También me advertía del tiempo, si vendría el frío o el calor. Y relacionaba esta información con mi vestimenta: si era propiada o no. Cosa que yo le agradecía infinitamente.
Lo mejor de todo era su sonrisa y, sin lugar a dudas, comenzar a caminar por Via Arce luego de haberla saludado era un gesto de confirmación de la vida (una botta di vita), un augurio bonito y delicado, una bocanada deliciosa, telúrica y vital, que me permitía continuar hasta el Corso Vittorio Emanuele  para luego soñar desde el Lungomare que regresaba a Venezuela.
Por si fuera poco, su hijo era amigo de la familia que me albergaba y, cuando me tocó despedirme de Salerno, fue él quien me llevó a Fiumicino, consoló mis lágrimas y me dio consejos sabios para comenzar una nueva vida.

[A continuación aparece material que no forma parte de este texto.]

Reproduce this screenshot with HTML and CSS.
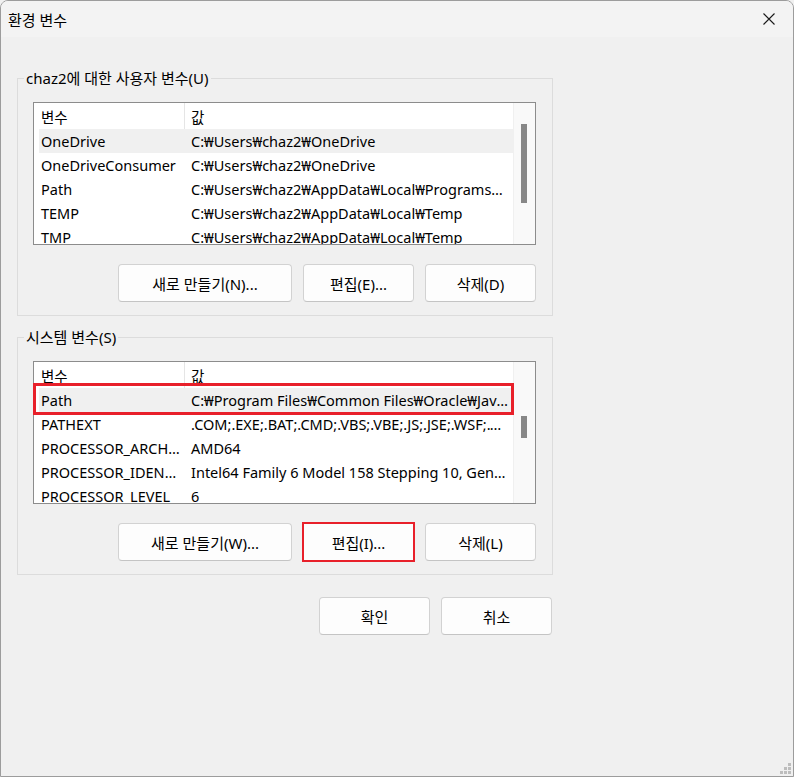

Una de las cosas que le mostré durante el trayecto fue una foto que me había hecho hacer por Armando Cerzosimo con motivo de una fiesta local. Era al final de Via Arce, en la Piazza Portarotese. Yo estaba sentado junto a su madre y vino un vendedor ambulante ofreciendo espejos y pañuelos. Nonna Rosa sonreía y Armando Cerzosimo disparó, encontrando así una de las mejores fotos de mi vida.
Hoy que de Salerno llega la noticia de su muerte -Nonna Rosa murió plácidamente, de vieja y sabia, a los noventa y tantos años, rodeada de nietos y bisnietos-  desaparece un ángulo de la foto, como si lo hubieran comido las hormigas, y mi recuerdo de Salerno continúa impregnándose de tristeza.